### TASK BRIEF
Lines containing the string "this" are to be collected in full.
— begin RAW DATA —
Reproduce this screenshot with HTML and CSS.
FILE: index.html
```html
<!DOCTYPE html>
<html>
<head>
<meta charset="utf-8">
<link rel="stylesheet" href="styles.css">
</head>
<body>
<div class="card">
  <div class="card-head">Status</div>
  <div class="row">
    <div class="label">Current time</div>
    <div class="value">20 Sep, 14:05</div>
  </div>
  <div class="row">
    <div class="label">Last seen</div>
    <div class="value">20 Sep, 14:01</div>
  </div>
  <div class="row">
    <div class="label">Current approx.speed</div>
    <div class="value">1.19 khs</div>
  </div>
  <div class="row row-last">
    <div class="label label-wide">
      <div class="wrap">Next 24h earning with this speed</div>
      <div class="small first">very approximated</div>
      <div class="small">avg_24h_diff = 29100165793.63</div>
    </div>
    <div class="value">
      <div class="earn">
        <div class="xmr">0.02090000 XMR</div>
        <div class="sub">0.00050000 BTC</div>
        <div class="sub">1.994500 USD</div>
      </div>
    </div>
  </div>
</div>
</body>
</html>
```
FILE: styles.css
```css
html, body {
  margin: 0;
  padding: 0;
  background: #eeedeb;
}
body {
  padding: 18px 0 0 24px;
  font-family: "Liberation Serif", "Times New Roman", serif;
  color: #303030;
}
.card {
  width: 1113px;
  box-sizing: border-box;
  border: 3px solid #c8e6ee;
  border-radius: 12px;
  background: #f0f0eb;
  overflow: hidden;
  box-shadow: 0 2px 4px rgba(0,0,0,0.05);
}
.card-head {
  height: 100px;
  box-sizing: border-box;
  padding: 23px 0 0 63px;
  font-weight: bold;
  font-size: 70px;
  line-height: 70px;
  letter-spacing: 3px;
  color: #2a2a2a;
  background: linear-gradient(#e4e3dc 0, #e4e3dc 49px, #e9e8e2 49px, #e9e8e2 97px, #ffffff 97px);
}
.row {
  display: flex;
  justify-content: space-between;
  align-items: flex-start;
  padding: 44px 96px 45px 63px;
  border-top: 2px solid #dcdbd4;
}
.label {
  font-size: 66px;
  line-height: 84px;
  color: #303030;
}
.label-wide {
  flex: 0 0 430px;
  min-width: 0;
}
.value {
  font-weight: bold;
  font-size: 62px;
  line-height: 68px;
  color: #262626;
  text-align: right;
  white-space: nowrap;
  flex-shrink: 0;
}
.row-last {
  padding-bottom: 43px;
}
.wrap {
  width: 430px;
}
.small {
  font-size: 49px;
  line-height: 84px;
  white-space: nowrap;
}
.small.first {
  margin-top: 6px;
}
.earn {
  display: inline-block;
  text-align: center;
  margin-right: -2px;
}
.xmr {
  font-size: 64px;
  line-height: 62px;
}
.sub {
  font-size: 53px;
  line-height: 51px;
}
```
— end RAW DATA —
— begin RAW DATA —
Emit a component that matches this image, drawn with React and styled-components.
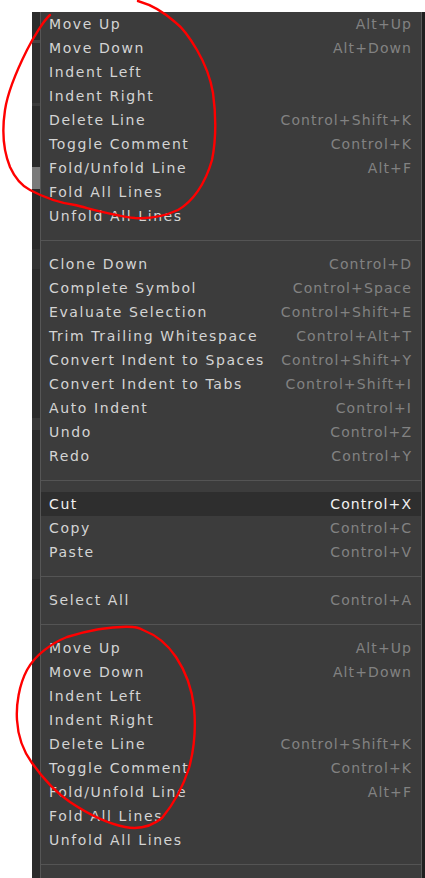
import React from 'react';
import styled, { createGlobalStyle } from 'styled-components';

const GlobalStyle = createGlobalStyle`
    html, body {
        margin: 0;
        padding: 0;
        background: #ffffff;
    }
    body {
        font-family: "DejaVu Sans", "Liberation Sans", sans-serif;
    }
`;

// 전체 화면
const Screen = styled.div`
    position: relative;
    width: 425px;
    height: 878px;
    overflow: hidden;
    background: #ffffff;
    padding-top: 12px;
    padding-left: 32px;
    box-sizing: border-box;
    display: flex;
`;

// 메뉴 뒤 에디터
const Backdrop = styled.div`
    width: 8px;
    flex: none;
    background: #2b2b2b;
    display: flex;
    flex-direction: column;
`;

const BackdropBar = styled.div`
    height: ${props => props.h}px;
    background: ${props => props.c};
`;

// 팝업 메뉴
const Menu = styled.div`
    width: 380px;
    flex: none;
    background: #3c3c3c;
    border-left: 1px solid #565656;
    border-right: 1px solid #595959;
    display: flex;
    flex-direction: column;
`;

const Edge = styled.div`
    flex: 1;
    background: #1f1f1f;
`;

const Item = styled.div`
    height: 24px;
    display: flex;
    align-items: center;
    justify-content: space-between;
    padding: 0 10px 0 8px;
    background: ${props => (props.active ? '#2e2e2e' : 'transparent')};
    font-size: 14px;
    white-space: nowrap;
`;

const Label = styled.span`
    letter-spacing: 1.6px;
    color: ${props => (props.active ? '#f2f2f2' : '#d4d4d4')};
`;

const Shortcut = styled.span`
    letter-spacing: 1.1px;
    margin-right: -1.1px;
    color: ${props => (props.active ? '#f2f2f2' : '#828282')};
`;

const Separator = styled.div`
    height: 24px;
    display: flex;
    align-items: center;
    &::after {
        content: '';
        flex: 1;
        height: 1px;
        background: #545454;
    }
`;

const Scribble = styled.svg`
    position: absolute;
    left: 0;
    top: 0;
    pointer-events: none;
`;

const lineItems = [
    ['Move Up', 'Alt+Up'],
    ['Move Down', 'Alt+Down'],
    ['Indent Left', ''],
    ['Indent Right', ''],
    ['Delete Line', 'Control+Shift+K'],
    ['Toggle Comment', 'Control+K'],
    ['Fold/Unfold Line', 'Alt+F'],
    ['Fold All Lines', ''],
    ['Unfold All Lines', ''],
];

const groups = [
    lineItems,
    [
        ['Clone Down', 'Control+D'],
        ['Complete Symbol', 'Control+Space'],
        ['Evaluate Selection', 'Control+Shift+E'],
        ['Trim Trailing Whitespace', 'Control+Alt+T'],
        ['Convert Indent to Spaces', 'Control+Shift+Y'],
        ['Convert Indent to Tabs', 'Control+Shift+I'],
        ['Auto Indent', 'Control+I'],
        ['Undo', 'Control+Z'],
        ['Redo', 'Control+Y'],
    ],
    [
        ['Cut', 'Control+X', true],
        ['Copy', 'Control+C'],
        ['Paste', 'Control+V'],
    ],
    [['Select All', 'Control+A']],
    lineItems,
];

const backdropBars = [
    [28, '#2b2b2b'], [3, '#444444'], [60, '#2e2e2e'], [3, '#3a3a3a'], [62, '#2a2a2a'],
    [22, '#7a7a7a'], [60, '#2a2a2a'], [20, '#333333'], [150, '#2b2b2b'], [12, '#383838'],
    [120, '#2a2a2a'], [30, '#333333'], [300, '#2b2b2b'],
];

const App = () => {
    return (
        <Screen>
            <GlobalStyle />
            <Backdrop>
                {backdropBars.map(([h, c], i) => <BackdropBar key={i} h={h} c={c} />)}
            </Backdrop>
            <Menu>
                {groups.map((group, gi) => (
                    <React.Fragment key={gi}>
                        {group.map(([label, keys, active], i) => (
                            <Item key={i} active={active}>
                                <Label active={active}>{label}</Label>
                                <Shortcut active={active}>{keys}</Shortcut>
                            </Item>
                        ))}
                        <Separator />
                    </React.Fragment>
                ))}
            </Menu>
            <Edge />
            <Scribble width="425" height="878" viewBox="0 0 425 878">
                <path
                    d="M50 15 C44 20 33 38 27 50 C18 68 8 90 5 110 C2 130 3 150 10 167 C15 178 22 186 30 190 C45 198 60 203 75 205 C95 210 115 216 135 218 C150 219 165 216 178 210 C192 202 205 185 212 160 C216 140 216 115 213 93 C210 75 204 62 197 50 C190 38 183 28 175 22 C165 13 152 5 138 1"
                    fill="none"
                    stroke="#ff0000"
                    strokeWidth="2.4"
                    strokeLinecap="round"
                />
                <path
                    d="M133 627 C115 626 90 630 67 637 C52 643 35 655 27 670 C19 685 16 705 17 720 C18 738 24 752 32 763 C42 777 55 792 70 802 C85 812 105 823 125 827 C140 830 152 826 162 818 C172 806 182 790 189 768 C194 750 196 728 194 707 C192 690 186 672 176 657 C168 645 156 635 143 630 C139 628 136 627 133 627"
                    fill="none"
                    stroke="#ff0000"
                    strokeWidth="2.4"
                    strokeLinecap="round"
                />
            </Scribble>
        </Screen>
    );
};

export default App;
— end RAW DATA —
— begin RAW DATA —
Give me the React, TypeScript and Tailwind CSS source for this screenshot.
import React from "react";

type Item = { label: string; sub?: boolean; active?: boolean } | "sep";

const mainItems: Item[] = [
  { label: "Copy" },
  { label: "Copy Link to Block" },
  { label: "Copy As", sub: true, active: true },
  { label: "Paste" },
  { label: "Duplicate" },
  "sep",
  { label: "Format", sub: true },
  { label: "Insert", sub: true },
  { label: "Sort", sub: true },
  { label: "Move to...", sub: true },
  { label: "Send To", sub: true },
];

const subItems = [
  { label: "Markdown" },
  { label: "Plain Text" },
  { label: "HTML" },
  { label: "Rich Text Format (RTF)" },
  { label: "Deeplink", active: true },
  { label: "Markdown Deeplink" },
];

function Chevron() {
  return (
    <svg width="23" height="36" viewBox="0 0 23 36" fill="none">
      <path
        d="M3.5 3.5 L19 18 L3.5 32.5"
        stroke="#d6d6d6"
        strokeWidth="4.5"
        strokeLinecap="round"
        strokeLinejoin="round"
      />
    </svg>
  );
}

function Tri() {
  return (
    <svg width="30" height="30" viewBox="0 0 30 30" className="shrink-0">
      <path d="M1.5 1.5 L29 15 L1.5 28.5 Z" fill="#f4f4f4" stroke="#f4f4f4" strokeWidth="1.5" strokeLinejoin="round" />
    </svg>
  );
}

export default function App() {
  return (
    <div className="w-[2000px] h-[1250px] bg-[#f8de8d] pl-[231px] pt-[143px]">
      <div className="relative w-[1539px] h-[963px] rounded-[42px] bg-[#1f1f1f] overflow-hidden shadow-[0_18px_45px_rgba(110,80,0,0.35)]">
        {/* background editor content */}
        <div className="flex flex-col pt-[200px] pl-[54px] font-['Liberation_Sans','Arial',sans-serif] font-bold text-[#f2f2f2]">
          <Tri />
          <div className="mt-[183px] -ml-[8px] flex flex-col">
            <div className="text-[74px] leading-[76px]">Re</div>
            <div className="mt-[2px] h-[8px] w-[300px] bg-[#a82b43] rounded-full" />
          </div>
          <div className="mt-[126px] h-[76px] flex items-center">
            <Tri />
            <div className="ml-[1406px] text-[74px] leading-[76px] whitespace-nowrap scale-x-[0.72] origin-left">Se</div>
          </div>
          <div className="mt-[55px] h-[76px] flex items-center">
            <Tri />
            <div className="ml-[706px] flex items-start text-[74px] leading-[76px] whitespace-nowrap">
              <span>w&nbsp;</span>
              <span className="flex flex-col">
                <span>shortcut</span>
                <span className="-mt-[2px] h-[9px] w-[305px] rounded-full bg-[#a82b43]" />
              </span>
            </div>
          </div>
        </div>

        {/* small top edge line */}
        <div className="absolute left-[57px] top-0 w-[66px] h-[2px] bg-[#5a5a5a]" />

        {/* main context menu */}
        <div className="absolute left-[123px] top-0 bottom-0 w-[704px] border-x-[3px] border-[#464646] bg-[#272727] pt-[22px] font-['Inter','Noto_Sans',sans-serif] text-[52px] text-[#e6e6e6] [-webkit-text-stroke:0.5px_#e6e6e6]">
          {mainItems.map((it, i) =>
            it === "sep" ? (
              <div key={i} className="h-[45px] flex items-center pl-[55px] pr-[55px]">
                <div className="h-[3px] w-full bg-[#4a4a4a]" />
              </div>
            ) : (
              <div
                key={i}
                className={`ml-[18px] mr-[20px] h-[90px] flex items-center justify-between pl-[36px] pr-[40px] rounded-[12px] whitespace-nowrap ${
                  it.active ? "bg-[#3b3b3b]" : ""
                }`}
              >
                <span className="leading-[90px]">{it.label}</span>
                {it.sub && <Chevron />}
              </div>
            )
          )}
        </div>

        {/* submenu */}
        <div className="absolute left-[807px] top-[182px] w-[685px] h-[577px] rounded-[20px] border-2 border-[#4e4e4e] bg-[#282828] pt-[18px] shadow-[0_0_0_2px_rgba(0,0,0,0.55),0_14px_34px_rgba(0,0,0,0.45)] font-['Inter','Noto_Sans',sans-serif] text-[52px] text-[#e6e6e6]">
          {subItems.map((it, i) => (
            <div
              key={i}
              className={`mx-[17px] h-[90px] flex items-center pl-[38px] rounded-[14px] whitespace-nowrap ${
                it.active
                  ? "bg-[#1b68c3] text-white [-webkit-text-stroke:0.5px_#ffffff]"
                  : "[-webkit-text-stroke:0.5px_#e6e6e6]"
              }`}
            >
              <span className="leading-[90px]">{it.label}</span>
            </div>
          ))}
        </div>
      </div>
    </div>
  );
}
— end RAW DATA —
### THE REPLY
Reproduce this screenshot with HTML and CSS.
      <div class="wrap">Next 24h earning with this speed</div>
Emit a component that matches this image, drawn with React and styled-components.
Give me the React, TypeScript and Tailwind CSS source for this screenshot.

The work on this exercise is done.